Simple Formatting Tools
nl—Number Lines
nl 命令用来对行编号,类似于命令 cat -n:
[me@linuxbox ~]$ nl distros.txt | head
1 SUSE 10.2 12/07/2006
2 Fedora 10 11/25/2008
3 SUSE 11.0 06/19/2008
4 Ubuntu 8.04 04/24/2008
5 Fedora 8 11/08/2007
6 SUSE 10.3 10/04/2007
7 Ubuntu 6.10 10/26/2006
8 Fedora 7 05/31/2007
9 Ubuntu 7.10 10/18/2007
10 Ubuntu 7.04 04/19/2007
像cat一样,nl可以接受多个文件名作为命令行参数或标准输入。但是 nl 支持更加复杂的编号。

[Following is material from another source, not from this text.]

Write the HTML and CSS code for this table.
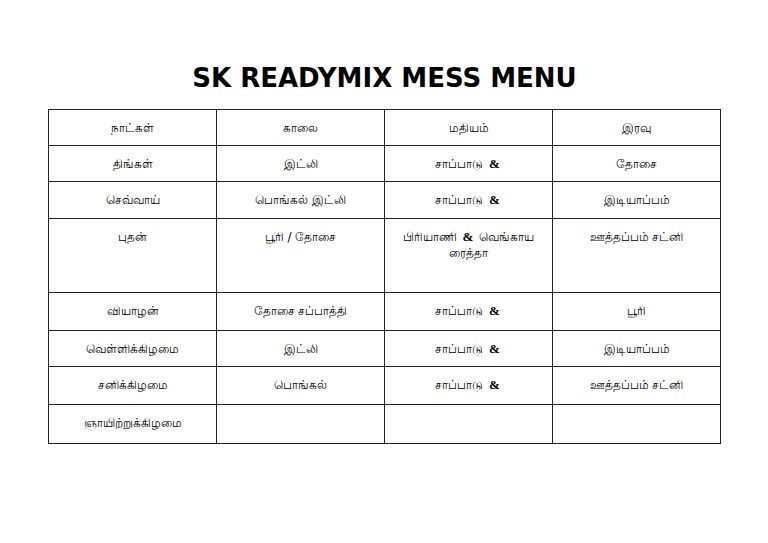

nl 编号时候支持 logical pages 的概念。允许 nl 编号时候重置数字序列。使用选项可以将起始编号设置为特定值,并在一定程度上设置其格式。logical page 进一步分解为 header,body 和 footer 三个部分。在每个部分,行号都会重置或者指定不同的风格。如果 制定了多个文件,nl 将他们视为单独的文本流。文本流中的每部分由下面修饰符号表示:
Table 21-1: nl Markup
| Markup | Meaning |
|---|---|
| ::: | Start of logical-page header |
| :: | Start of logical-page body |
| : | Start of logical-page footer |
nl 处理上表中修饰元素的时候,将会在文本流中将其删除。
Table 21-2: Common nl Options
| Option | Meaning |
|---|---|
| -b style | Set body numbering to style , where style is one of the following: ·a Number all lines. · t Number only non-blank lines. This is the default. · n None. · pregexp Number only lines matching basic regular expression regexp . |
| -f style | Set footer numbering to style . Default is n (none). |
| -h style | Set header numbering to style . Default is n (none). |
| -i number | Set page numbering increment to number . Default is 1. |
| -n format | Set numbering format to format , where format is one of thefollowing: · ln Left justified, without leading zeros. · rn Right justified, without leading zeros. This is the default. · rz Right justified, with leading zeros. |
| -p | Do not reset page numbering at the beginning of each logical page. |
| -s string | Add string to the end of each line number to create a separator.Default is a single tab character. |
| -v number | Set first line number of each logical page to number . Default is 1. |
| -w width | Set width of the line number field to width . Default is 6. |
可以在报告的脚本中加入 nl 来生成报告,将 distros-nl.sed 脚本中内容修改:
# sed script to produce Linux distributions report
1 i\
\\:\\:\\:\
\
Linux Distributions Report\
\
Name Ver. Released\
---- ---- --------\
\\:\\:
s/\([0-9]\{2\}\)\/\([0-9]\{2\}\)\/\([0-9]\{4\}\)$/\3-\1-\2/
$ a\
\\:\
\
End Of Report
上面命令中修饰符号使用了两个反斜杠,原因是 sed 通常将其解析为转义字符。执行下面命令输出报告:
[me@linuxbox ~]$ sort -k 1,1 -k 2n distros.txt | sed -f distros-nl.sed | nl
Linux Distributions Report
Name Ver. Released
---- ---- --------
1 Fedora 5 2006-03-20
2 Fedora 6 2006-10-24
3 Fedora 7 2007-05-31
4 Fedora 8 2007-11-08
5 Fedora 9 2008-05-13
6 Fedora 10 2008-11-25
7 SUSE 10.1 2006-05-11
8 SUSE 10.2 2006-12-07
9 SUSE 10.3 2007-10-04
10 SUSE 11.0 2008-06-19
11 Ubuntu 6.06 2006-06-01
12 Ubuntu 6.10 2006-10-26
13 Ubuntu 7.04 2007-04-19
14 Ubuntu 7.10 2007-10-18
15 Ubuntu 8.04 2008-04-24
16 Ubuntu 8.10 2008-10-30
End Of Report
fold—Wrap Each Line to a Specified Length
[me@linuxbox ~]$ echo "The quick brown fox jumped over the lazy dog." | fold
-w 12
The quick br
own fox jump
ed over the
lazy dog.
echo 发送的文本根据 -w 后面指定的字符数量分割为不同的段。上面命令我们指定的行宽为12个字符。 如果未指定数量,则默认值为80个字符。 添加-s选项将导致折线在达到字符数量之前在最后一个可用空格处结束该行:
[me@linuxbox ~]$ echo "The quick brown fox jumped over the lazy dog." | fold
-w 12 -s
The quick
brown fox
jumped over
the lazy
dog.
fmt—A Simple Text Formatter
fmt 接受文件或者标准输入在文本流上执行格式化段落。它可以填充并连接文本中的行,同时保留空白行和缩进。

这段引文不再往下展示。